- [DIRECTION]
Tally the lines in the records underneath that contain the string "styles", and state the figure by itself.

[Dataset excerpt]
===============
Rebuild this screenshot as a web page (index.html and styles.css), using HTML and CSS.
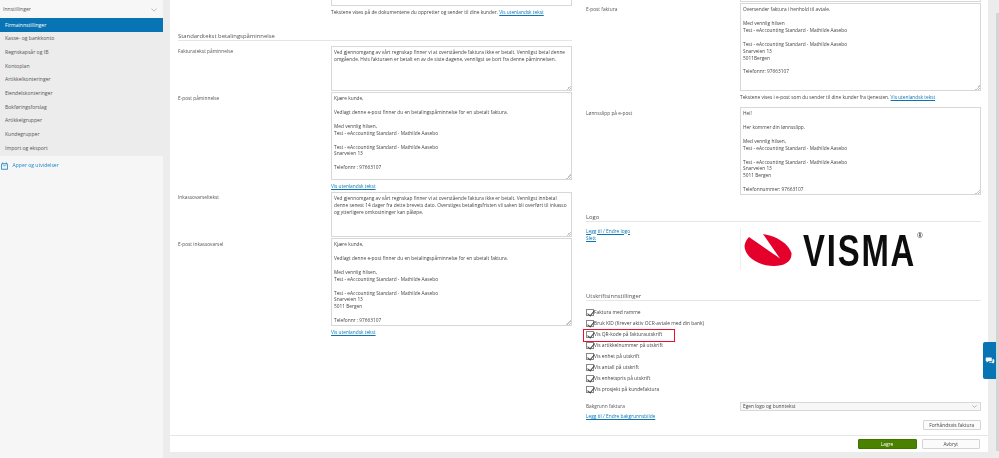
FILE: index.html
```html
<!DOCTYPE html>
<html lang="no">
<head>
<meta charset="utf-8">
<title>Firmainnstillinger</title>
<link rel="stylesheet" href="styles.css">
</head>
<body>
<aside class="sidebar">
  <div class="picker"><span>Innstillinger</span>
    <svg class="chev" viewBox="0 0 8 5" width="6" height="4"><path d="M.5.5 4 4 7.500.5" fill="none" stroke="#999" stroke-width=".8"/></svg>
  </div>
  <nav class="menu">
    <a class="item active">Firmainnstillinger</a>
    <a class="item">Kasse- og bankkonto</a>
    <a class="item">Regnskapsår og IB</a>
    <a class="item">Kontoplan</a>
    <a class="item">Artikkelkonteringer</a>
    <a class="item">Eiendelskonteringer</a>
    <a class="item">Bokføringsforslag</a>
    <a class="item">Artikkelgrupper</a>
    <a class="item">Kundegrupper</a>
    <a class="item">Import og eksport</a>
  </nav>
  <a class="apps">
    <svg viewBox="0 0 8 10" width="7" height="9"><path d="M2 3V1.500M6 3V1.500M.8 3h6.400l.4 6.300H.4zM2.800 4.800c.4.800 2 .8 2.400 0" fill="none" stroke="#0b78bb" stroke-width=".9"/></svg>
    <span>Apper og utvidelser</span>
  </a>
</aside>

<main class="panel">
  <div class="columns">
    <section class="col">
      <div class="row">
        <div class="label"></div>
        <div class="field"><div class="stub stub-left"></div>
          <p class="hint">Tekstene vises på de dokumentene du oppretter og sender til dine kunder. <a class="link">Vis utenlandsk tekst</a></p>
        </div>
      </div>

      <h2 class="heading heading-reminder">Standardtekst betalingspåminnelse</h2>

      <div class="row">
        <div class="label">Fakturatekst påminnelse</div>
        <div class="field"><textarea class="ta h45" readonly>Ved gjennomgang av vårt regnskap finner vi at overstående faktura ikke er betalt. Vennligst betal denne omgående. Hvis fakturaen er betalt en av de siste dagene, vennligst se bort fra denne påminnelsen.</textarea></div>
      </div>
      <div class="row">
        <div class="label">E-post påminnelse</div>
        <div class="field"><textarea class="ta h88" readonly>Kjære kunde,

Vedlagt denne e-post finner du en betalingspåminnelse for en ubetalt faktura.

Med vennlig hilsen,
Test - eAccounting Standard - Mathilde Aasebo

Test - eAccounting Standard - Mathilde Aasebo
Snarveien 13

Telefonnr : 97663107</textarea>
          <a class="link block">Vis utenlandsk tekst</a></div>
      </div>
      <div class="row">
        <div class="label">Inkassovarseltekst</div>
        <div class="field"><textarea class="ta h45" readonly>Ved gjennomgang av vårt regnskap finner vi at overstående faktura ikke er betalt. Vennligst innbetal denne senest 14 dager fra dette brevets dato. Overstiges betalingsfristen vil saken bli overført til inkasso og ytterligere omkostninger kan påløpe.</textarea></div>
      </div>
      <div class="row">
        <div class="label">E-post inkassovarsel</div>
        <div class="field"><textarea class="ta h88" readonly>Kjære kunde,

Vedlagt denne e-post finner du en betalingspåminnelse for en ubetalt faktura.

Med vennlig hilsen,
Test - eAccounting Standard - Mathilde Aasebo

Test - eAccounting Standard - Mathilde Aasebo
Snarveien 13
5011 Bergen

Telefonnr : 97663107</textarea>
          <a class="link block">Vis utenlandsk tekst</a></div>
      </div>
    </section>

    <section class="col">
      <div class="stub stub-right"></div>
      <div class="row">
        <div class="label">E-post faktura</div>
        <div class="field"><textarea class="ta h88" readonly>Oversender faktura i henhold til avtale.

Med vennlig hilsen
Test - eAccounting Standard - Mathilde Aasebo

Test - eAccounting Standard - Mathilde Aasebo
Snarveien 13
5011Bergen

Telefonnr: 97663107</textarea>
          <p class="hint hint-gap">Tekstene vises i e-post som du sender til dine kunder fra tjenesten. <a class="link">Vis utenlandsk tekst</a></p></div>
      </div>
      <div class="row">
        <div class="label">Lønnsslipp på e-post</div>
        <div class="field"><textarea class="ta h88" readonly>Hei!

Her kommer din lønnsslipp.

Med vennlig hilsen,
Test - eAccounting Standard - Mathilde Aasebo

Test - eAccounting Standard - Mathilde Aasebo
Snarveien 13
5011 Bergen

Telefonnummer: 97663107</textarea></div>
      </div>

      <h2 class="heading heading-logo">Logo</h2>
      <div class="row logo-row">
        <div class="label links"><a class="link">Legg til / Endre logo</a><a class="link">Slett</a></div>
        <div class="field logo">
          <svg class="swoosh" viewBox="0 0 48 32" width="48" height="32"><path d="M.5 12C1 8 3 5 5 3L36 24.500 19 0C32 2 44 9 47.500 19 48 28 40 32 30 32 16 32 1 24 .5 12Z" fill="#e4002b"/></svg>
          <span class="wordmark">VISMA</span><span class="reg">®</span>
        </div>
      </div>

      <h2 class="heading heading-print">Utskriftsinnstillinger</h2>
      <div class="checks">
        <label class="check"><span class="box"></span>Faktura med ramme</label>
        <label class="check"><span class="box"></span>Bruk KID (Krever aktiv OCR-avtale med din bank)</label>
        <label class="check highlight"><span class="box"></span>Vis QR-kode på fakturautskrift</label>
        <label class="check"><span class="box"></span>Vis artikkelnummer på utskrift</label>
        <label class="check"><span class="box"></span>Vis enhet på utskrift</label>
        <label class="check"><span class="box"></span>Vis antall på utskrift</label>
        <label class="check"><span class="box"></span>Vis enhetspris på utskrift</label>
        <label class="check"><span class="box"></span>Vis prosjekt på kundefaktura</label>
      </div>

      <div class="row bg-row">
        <div class="label">Bakgrunn faktura</div>
        <div class="field"><div class="select"><span>Egen logo og bunntekst</span>
          <svg viewBox="0 0 8 5" width="5" height="3"><path d="M.5.5 4 4 7.500.5" fill="none" stroke="#888" stroke-width="1"/></svg></div></div>
      </div>
      <a class="link block bg-link">Legg til / Endre bakgrunnsbilde</a>
      <div class="preview-row"><button class="btn">Forhåndsvis faktura</button></div>
    </section>
  </div>
  <footer class="actions">
    <button class="btn primary">Lagre</button>
    <button class="btn">Avbryt</button>
  </footer>
</main>

<div class="scrollbar"><div class="thumb"></div></div>

<div class="chat">
  <svg viewBox="0 0 14 11" width="10" height="8"><path d="M1 1.500C1 .8 1.500.5 2 .5h6.500c.6 0 1 .4 1 1v3.500c0 .6-.4 1-1 1H4.500L2.500 7.800V6H2c-.6 0-1-.4-1-1z" fill="#fff"/><path d="M10.500 3H12c.6 0 1 .4 1 1v3c0 .6-.4 1-1 1h-.3v1.500L10 8H6.500c-.5 0-.8-.2-1-.7h3.300c1 0 1.700-.7 1.700-1.700z" fill="#fff"/></svg>
</div>
</body>
</html>
```

FILE: styles.css
```css
* { box-sizing: border-box; }
html, body { height: 100%; }
body {
  margin: 0;
  height: 458px;
  overflow: hidden;
  display: flex;
  background: #ececec;
  font-family: "Open Sans", "Noto Sans", sans-serif;
  font-size: 4.800px;
  line-height: 7px;
  color: #444;
  filter: blur(.3px);
}

.sidebar {
  width: 163px;
  flex: none;
  background: #f6f6f6;
  padding-top: 1px;
  font-size: 5.100px;
}
.picker {
  height: 15px;
  padding: 2px 6px 0 3px;
  display: flex;
  align-items: center;
  justify-content: space-between;
  background: #f7f7f7;
  color: #555;
}
.menu { margin-top: 2px; padding-bottom: 1px; background: #ececec; }
.item {
  display: flex;
  align-items: center;
  height: 13.700px;
  padding-left: 5px;
  color: #555;
}
.item.active { height: 14px; background: #0974b3; color: #fff; }
.apps {
  display: flex;
  align-items: center;
  gap: 4.500px;
  padding: 4.500px 0 0 1px;
  color: #1a86c8;
}

.panel {
  width: 818px;
  margin-left: 7px;
  height: 452px;
  background: #fff;
  flex: none;
  display: flex;
  flex-direction: column;
}
.columns {
  flex: 1;
  min-height: 0;
  display: grid;
  grid-template-columns: 402px 400px;
  padding-left: 8px;
  gap: 6px;
}
.col { min-width: 0; }
.row { display: flex; margin-bottom: 1.500px; }
.label { width: 153px; flex: none; padding-top: 2.500px; color: #555; }
.field { width: 241px; flex: none; }
.col + .col .label { width: 154px; }

.stub { border: 1px solid #d8d8d8; background: #fff; }
.stub-left { height: 6px; border-top: 0; }
.stub-right { height: 2px; border-top: 0; margin: 0 0 1px 154px; width: 241px; }

.ta {
  display: block;
  width: 100%;
  margin: 0;
  padding: 2.200px 2px;
  border: 1px solid #d8d8d8;
  border-radius: 0;
  outline: 0;
  overflow: hidden;
  resize: vertical;
  background: #fff;
  font: inherit;
  line-height: 6.900px;
  color: #444;
}
.ta::-webkit-resizer {
  background: linear-gradient(135deg, transparent 50%, #c4c4c4 50%, #c4c4c4 62%, transparent 62%, transparent 76%, #c4c4c4 76%, #c4c4c4 88%, transparent 88%) right bottom / 5px 5px no-repeat;
}
.h45 { height: 45px; }
.h88 { height: 88px; }

.hint { margin: 3px 0 0; }
.hint-gap { margin-bottom: 4.500px; }
.link { color: #0a74b5; text-decoration: underline; }
.block { display: block; }
.field > .link.block { margin-top: 3px; }

.heading {
  margin: 0;
  border-bottom: 1px solid #e5e5e5;
  font-weight: 400;
  font-size: 5.900px;
  line-height: 8px;
  color: #555;
}
.heading-reminder { margin: 15.500px 0 5px; width: 394px; }
.heading-logo { margin: 17.500px 0 6px; width: 395px; }
.heading-print { margin: 20px 0 6px; width: 395px; }

.links { display: flex; flex-direction: column; padding-top: 0; }
.logo-row { height: 44px; margin-bottom: 0; }
.logo {
  display: flex;
  align-items: flex-start;
  height: 42px;
  padding: 6px 0 0 3px;
  border-left: 1px solid #f0f0f0;
}
.swoosh { flex: none; }
.wordmark {
  flex: none;
  width: 113px;
  margin: -6px 0 0 11px;
  font-family: "Liberation Sans", Arial, sans-serif;
  font-weight: 700;
  font-size: 45px;
  line-height: 45px;
  letter-spacing: 2.500px;
  white-space: nowrap;
  color: #0d0d0d;
  transform: scaleX(.73);
  transform-origin: left;
}
.reg {
  margin: -2px 0 0 1px;
  font-size: 7px;
  line-height: 8px;
  color: #222;
}

.checks { display: flex; flex-direction: column; }
.check {
  position: relative;
  display: flex;
  align-items: center;
  height: 11px;
  font-size: 4.900px;
  color: #444;
}
.box {
  position: relative;
  width: 7.500px;
  height: 7px;
  margin-right: .500px;
  border: 1px solid #888;
  background: #fff;
  flex: none;
}
.box::after {
  content: "";
  position: absolute;
  left: 1.500px;
  top: -1px;
  width: 3px;
  height: 6px;
  border: solid #444;
  border-width: 0 1px 1px 0;
  transform: rotate(40deg);
}
.highlight::before {
  content: "";
  position: absolute;
  left: -3px;
  top: 0;
  width: 90px;
  height: 11px;
  border: 1.500px solid #e8112d;
}

.bg-row { margin: 7px 0 0; }
.bg-row .label { padding-top: 1px; }
.select {
  display: flex;
  align-items: center;
  justify-content: space-between;
  height: 9.500px;
  padding: 0 3px 0 2px;
  border: 1px solid #d8d8d8;
  background: #f7f7f7;
  color: #444;
}
.bg-link { margin-top: 2px; }
.preview-row { display: flex; justify-content: flex-end; width: 395px; margin-top: -.500px; }

.btn {
  width: 58.500px;
  height: 10px;
  padding: 0;
  border: 1px solid #d4d4d4;
  border-radius: 1px;
  background: #fbfbfb;
  font: inherit;
  font-size: 4.900px;
  line-height: 8px;
  color: #444;
}
.btn.primary {
  width: 59px;
  border-color: #3f7400;
  background: #4a8200;
  color: #fff;
}

.actions {
  flex: none;
  height: 17px;
  display: flex;
  justify-content: flex-end;
  align-items: center;
  gap: 5px;
  padding-right: 8px;
  border-top: 1px solid #e6e6e6;
}

.scrollbar { flex: none; width: 11px; height: 458px; padding: 13px 0 7px 8px; background: #ececec; }
.thumb { height: 100%; background: #d4d4d4; }

.chat {
  position: absolute;
  left: 983px;
  top: 342px;
  width: 13px;
  height: 37px;
  display: flex;
  align-items: center;
  justify-content: center;
  border-radius: 2px 0 0 2px;
  background: #0974b3;
}
```
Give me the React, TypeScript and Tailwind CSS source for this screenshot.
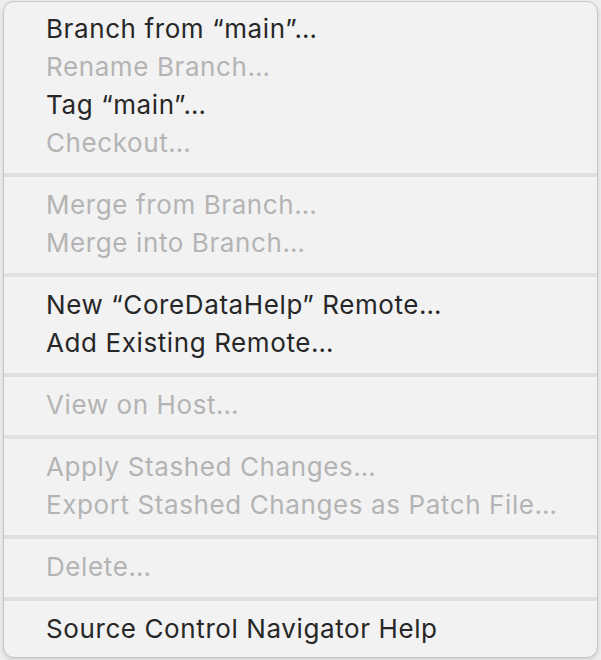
===============
- [TASK ANSWER]
3